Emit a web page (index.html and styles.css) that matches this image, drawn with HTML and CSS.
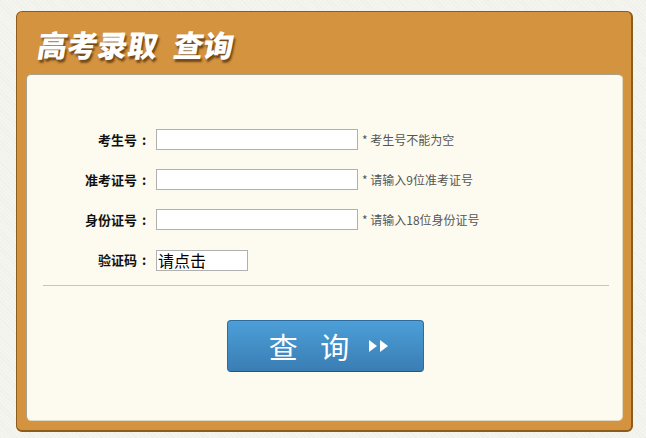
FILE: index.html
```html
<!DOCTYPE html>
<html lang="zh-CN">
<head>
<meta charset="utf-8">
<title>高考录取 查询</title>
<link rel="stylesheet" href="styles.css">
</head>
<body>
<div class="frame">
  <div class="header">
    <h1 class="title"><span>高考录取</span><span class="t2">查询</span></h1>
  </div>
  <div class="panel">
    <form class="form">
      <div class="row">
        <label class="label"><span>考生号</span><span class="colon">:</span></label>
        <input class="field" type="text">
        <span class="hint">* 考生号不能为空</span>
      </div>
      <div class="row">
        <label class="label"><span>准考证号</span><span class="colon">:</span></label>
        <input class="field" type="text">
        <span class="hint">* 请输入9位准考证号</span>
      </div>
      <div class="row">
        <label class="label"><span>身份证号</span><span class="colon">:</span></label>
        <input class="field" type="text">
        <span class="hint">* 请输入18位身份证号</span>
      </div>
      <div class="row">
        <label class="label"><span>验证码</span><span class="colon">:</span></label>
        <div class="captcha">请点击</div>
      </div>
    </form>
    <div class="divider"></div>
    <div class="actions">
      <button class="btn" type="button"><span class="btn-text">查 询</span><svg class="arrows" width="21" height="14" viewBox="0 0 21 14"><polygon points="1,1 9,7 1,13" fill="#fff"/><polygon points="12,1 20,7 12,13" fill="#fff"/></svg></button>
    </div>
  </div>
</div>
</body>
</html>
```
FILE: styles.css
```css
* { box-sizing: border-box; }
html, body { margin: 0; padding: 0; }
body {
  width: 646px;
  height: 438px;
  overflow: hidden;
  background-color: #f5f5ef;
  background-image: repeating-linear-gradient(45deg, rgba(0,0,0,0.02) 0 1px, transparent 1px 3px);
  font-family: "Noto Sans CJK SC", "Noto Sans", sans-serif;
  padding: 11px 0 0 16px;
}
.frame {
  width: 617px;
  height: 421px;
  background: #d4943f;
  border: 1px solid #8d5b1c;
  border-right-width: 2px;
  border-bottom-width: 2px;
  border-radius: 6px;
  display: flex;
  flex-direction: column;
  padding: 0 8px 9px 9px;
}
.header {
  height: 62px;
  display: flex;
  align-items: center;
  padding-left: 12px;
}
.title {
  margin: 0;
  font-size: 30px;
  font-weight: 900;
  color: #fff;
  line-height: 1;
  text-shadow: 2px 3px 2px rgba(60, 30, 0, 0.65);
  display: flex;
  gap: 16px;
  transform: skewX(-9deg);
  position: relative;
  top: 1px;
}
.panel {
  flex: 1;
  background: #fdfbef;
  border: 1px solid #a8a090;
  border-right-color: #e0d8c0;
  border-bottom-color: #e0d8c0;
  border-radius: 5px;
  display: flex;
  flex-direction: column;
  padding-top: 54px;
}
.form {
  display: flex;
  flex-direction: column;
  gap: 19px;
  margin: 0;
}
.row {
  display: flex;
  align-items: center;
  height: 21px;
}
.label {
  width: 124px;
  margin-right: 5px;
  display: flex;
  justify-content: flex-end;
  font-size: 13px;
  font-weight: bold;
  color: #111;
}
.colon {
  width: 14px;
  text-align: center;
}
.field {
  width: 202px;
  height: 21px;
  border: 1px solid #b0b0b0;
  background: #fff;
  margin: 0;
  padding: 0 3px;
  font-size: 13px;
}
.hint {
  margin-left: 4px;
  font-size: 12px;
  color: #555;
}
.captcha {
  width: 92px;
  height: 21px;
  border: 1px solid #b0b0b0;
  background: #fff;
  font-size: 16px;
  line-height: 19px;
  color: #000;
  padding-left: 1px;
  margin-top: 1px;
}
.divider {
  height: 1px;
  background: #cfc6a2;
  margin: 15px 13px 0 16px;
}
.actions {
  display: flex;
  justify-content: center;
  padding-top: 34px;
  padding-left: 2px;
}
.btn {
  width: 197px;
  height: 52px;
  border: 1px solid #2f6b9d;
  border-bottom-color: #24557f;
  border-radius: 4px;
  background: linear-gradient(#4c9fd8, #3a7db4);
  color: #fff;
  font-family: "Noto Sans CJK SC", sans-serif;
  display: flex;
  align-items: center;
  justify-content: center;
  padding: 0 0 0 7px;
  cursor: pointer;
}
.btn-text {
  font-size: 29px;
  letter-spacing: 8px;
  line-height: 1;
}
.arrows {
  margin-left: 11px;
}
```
---*---
* Goal: Copy the material above in full and exactly, skipping pictures.

* Task output:
Emit a web page (index.html and styles.css) that matches this image, drawn with HTML and CSS.
FILE: index.html
```html
<!DOCTYPE html>
<html lang="zh-CN">
<head>
<meta charset="utf-8">
<title>高考录取 查询</title>
<link rel="stylesheet" href="styles.css">
</head>
<body>
<div class="frame">
  <div class="header">
    <h1 class="title"><span>高考录取</span><span class="t2">查询</span></h1>
  </div>
  <div class="panel">
    <form class="form">
      <div class="row">
        <label class="label"><span>考生号</span><span class="colon">:</span></label>
        <input class="field" type="text">
        <span class="hint">* 考生号不能为空</span>
      </div>
      <div class="row">
        <label class="label"><span>准考证号</span><span class="colon">:</span></label>
        <input class="field" type="text">
        <span class="hint">* 请输入9位准考证号</span>
      </div>
      <div class="row">
        <label class="label"><span>身份证号</span><span class="colon">:</span></label>
        <input class="field" type="text">
        <span class="hint">* 请输入18位身份证号</span>
      </div>
      <div class="row">
        <label class="label"><span>验证码</span><span class="colon">:</span></label>
        <div class="captcha">请点击</div>
      </div>
    </form>
    <div class="divider"></div>
    <div class="actions">
      <button class="btn" type="button"><span class="btn-text">查 询</span><svg class="arrows" width="21" height="14" viewBox="0 0 21 14"><polygon points="1,1 9,7 1,13" fill="#fff"/><polygon points="12,1 20,7 12,13" fill="#fff"/></svg></button>
    </div>
  </div>
</div>
</body>
</html>
```
FILE: styles.css
```css
* { box-sizing: border-box; }
html, body { margin: 0; padding: 0; }
body {
  width: 646px;
  height: 438px;
  overflow: hidden;
  background-color: #f5f5ef;
  background-image: repeating-linear-gradient(45deg, rgba(0,0,0,0.02) 0 1px, transparent 1px 3px);
  font-family: "Noto Sans CJK SC", "Noto Sans", sans-serif;
  padding: 11px 0 0 16px;
}
.frame {
  width: 617px;
  height: 421px;
  background: #d4943f;
  border: 1px solid #8d5b1c;
  border-right-width: 2px;
  border-bottom-width: 2px;
  border-radius: 6px;
  display: flex;
  flex-direction: column;
  padding: 0 8px 9px 9px;
}
.header {
  height: 62px;
  display: flex;
  align-items: center;
  padding-left: 12px;
}
.title {
  margin: 0;
  font-size: 30px;
  font-weight: 900;
  color: #fff;
  line-height: 1;
  text-shadow: 2px 3px 2px rgba(60, 30, 0, 0.65);
  display: flex;
  gap: 16px;
  transform: skewX(-9deg);
  position: relative;
  top: 1px;
}
.panel {
  flex: 1;
  background: #fdfbef;
  border: 1px solid #a8a090;
  border-right-color: #e0d8c0;
  border-bottom-color: #e0d8c0;
  border-radius: 5px;
  display: flex;
  flex-direction: column;
  padding-top: 54px;
}
.form {
  display: flex;
  flex-direction: column;
  gap: 19px;
  margin: 0;
}
.row {
  display: flex;
  align-items: center;
  height: 21px;
}
.label {
  width: 124px;
  margin-right: 5px;
  display: flex;
  justify-content: flex-end;
  font-size: 13px;
  font-weight: bold;
  color: #111;
}
.colon {
  width: 14px;
  text-align: center;
}
.field {
  width: 202px;
  height: 21px;
  border: 1px solid #b0b0b0;
  background: #fff;
  margin: 0;
  padding: 0 3px;
  font-size: 13px;
}
.hint {
  margin-left: 4px;
  font-size: 12px;
  color: #555;
}
.captcha {
  width: 92px;
  height: 21px;
  border: 1px solid #b0b0b0;
  background: #fff;
  font-size: 16px;
  line-height: 19px;
  color: #000;
  padding-left: 1px;
  margin-top: 1px;
}
.divider {
  height: 1px;
  background: #cfc6a2;
  margin: 15px 13px 0 16px;
}
.actions {
  display: flex;
  justify-content: center;
  padding-top: 34px;
  padding-left: 2px;
}
.btn {
  width: 197px;
  height: 52px;
  border: 1px solid #2f6b9d;
  border-bottom-color: #24557f;
  border-radius: 4px;
  background: linear-gradient(#4c9fd8, #3a7db4);
  color: #fff;
  font-family: "Noto Sans CJK SC", sans-serif;
  display: flex;
  align-items: center;
  justify-content: center;
  padding: 0 0 0 7px;
  cursor: pointer;
}
.btn-text {
  font-size: 29px;
  letter-spacing: 8px;
  line-height: 1;
}
.arrows {
  margin-left: 11px;
}
```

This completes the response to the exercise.